TASK PROMPT
Locate the lines that hold the string "Tailwind". Copy every such line.

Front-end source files
───
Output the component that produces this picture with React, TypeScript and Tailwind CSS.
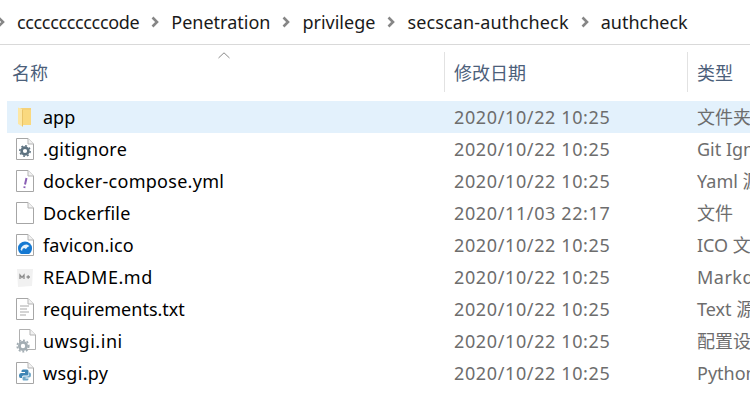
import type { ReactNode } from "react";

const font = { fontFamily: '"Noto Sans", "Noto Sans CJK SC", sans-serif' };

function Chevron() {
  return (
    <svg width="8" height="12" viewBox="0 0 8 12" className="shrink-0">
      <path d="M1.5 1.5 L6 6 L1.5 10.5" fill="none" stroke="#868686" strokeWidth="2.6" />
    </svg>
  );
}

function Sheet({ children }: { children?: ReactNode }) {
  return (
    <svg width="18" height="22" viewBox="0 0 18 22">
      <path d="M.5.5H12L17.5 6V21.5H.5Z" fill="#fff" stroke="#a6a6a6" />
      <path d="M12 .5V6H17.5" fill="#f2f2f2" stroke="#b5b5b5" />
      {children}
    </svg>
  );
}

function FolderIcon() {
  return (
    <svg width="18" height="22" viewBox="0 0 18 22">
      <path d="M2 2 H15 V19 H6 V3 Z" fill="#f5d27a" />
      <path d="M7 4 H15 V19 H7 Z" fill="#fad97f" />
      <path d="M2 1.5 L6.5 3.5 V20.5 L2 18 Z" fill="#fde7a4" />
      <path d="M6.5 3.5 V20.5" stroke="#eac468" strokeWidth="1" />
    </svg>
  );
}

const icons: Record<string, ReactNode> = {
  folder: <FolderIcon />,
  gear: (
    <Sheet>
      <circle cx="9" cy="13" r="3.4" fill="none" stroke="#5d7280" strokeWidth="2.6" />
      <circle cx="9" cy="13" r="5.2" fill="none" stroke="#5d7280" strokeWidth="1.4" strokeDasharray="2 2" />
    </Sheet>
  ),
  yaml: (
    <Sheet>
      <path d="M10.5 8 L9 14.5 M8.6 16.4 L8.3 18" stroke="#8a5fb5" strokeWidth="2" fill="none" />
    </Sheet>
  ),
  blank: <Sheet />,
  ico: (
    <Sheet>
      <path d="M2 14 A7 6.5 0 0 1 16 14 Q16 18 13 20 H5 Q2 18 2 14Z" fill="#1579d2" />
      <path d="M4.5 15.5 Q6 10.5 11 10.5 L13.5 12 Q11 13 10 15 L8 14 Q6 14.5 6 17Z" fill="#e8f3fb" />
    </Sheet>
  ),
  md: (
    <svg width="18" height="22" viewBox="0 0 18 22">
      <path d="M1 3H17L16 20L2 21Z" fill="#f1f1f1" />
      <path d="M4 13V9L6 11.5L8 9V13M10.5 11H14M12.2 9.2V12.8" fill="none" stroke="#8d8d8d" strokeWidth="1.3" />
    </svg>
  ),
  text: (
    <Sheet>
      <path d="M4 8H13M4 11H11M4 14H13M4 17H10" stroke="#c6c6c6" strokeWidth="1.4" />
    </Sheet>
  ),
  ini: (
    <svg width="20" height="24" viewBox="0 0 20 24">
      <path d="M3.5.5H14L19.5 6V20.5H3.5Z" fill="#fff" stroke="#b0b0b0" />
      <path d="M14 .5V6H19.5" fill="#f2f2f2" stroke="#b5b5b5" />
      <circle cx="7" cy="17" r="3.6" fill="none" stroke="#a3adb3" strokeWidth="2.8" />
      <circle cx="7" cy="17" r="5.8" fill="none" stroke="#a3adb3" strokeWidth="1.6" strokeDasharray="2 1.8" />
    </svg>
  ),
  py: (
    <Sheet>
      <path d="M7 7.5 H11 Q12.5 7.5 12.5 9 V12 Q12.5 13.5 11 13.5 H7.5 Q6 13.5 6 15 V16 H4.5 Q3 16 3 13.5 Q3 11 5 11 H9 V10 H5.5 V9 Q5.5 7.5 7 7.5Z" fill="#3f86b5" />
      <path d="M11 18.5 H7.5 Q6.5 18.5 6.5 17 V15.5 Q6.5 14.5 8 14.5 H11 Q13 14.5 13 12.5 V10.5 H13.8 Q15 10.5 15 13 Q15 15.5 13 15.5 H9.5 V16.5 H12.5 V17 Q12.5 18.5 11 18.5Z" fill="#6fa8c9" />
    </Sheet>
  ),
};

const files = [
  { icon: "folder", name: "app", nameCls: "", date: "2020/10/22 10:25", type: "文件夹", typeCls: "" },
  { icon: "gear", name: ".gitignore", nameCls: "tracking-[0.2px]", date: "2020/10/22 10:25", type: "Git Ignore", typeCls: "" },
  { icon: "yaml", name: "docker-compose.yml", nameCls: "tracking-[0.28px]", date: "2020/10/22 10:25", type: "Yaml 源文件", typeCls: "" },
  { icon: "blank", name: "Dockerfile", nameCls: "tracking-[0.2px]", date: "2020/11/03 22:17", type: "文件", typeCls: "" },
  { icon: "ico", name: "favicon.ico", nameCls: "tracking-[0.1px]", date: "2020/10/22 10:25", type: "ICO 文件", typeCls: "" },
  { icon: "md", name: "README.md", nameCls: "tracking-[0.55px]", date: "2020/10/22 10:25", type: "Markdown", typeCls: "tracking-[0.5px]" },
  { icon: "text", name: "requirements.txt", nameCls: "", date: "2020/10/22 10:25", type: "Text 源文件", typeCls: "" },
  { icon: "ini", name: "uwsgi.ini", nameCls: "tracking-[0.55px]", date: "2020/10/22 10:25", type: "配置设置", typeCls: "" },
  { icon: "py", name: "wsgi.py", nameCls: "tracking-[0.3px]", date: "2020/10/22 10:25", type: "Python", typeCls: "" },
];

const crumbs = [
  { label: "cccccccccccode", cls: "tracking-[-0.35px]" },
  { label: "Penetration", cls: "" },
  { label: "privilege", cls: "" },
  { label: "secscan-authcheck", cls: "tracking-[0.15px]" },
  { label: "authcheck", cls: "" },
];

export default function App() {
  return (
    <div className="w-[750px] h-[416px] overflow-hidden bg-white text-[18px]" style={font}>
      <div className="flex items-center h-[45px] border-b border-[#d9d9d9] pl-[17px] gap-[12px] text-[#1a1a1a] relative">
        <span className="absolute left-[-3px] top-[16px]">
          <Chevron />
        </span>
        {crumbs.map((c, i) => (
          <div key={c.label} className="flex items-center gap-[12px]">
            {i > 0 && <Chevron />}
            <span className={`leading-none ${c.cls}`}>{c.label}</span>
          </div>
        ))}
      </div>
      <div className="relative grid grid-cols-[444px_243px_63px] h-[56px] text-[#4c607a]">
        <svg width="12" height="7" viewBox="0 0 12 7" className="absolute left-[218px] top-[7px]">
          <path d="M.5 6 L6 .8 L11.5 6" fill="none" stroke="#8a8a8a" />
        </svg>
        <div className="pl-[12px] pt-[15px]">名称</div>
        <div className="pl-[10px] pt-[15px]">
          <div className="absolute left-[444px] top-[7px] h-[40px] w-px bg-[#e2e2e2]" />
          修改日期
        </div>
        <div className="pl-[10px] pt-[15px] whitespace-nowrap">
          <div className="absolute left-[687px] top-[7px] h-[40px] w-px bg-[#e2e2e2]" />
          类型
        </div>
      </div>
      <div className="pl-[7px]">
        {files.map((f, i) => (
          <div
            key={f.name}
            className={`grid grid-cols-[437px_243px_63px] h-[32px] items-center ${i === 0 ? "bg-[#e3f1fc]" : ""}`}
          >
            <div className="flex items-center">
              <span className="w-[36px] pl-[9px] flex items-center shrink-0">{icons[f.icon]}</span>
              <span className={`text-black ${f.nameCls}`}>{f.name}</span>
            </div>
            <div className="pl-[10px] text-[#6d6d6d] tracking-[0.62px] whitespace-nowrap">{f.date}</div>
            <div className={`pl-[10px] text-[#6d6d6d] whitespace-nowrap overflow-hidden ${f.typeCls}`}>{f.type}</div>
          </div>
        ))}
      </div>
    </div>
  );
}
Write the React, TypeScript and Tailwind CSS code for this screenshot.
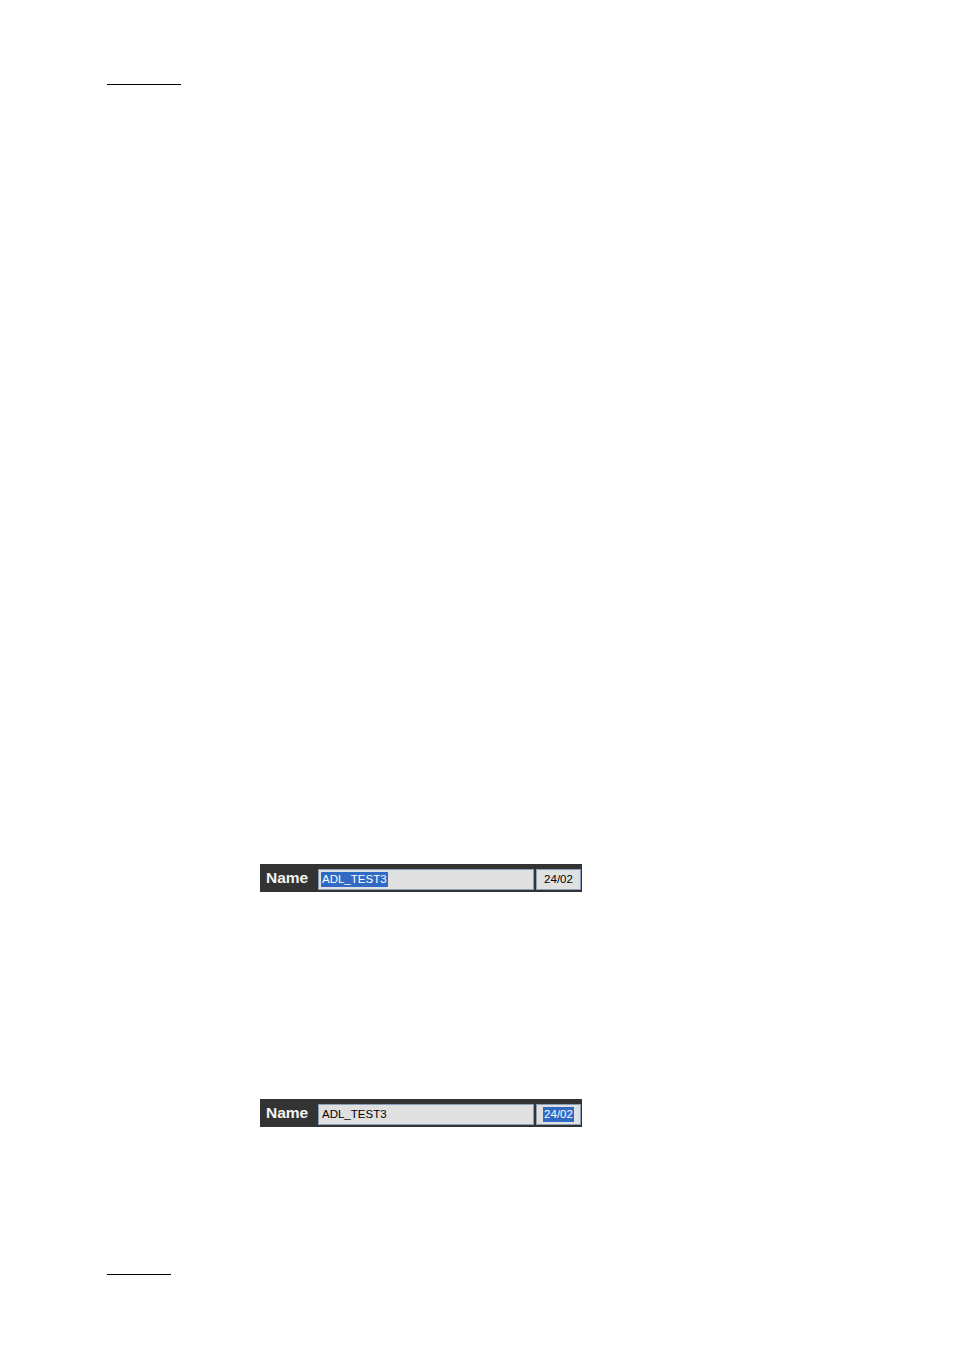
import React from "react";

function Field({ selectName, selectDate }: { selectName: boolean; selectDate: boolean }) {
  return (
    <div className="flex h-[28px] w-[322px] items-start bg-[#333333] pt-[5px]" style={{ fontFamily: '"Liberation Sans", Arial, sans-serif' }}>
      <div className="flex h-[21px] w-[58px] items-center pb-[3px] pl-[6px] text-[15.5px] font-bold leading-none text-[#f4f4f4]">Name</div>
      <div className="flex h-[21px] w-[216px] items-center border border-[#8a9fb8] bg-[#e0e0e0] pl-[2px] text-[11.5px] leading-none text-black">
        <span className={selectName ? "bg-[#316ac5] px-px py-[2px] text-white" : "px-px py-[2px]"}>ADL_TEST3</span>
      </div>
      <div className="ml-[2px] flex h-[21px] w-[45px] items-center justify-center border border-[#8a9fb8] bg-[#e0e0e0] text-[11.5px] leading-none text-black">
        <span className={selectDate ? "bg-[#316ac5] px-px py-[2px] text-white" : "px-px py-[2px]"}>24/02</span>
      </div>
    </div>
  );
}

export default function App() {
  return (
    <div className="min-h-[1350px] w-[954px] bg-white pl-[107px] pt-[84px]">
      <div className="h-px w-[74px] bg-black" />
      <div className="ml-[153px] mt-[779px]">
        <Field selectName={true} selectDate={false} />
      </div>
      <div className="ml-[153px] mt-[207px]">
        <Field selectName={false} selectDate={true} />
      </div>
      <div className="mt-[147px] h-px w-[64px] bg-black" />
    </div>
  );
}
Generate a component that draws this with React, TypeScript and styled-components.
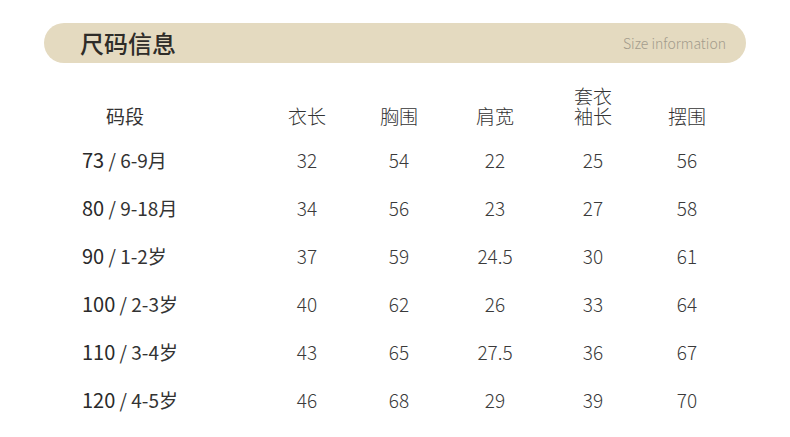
───
FINAL RESULT
Output the component that produces this picture with React, TypeScript and Tailwind CSS.
Write the React, TypeScript and Tailwind CSS code for this screenshot.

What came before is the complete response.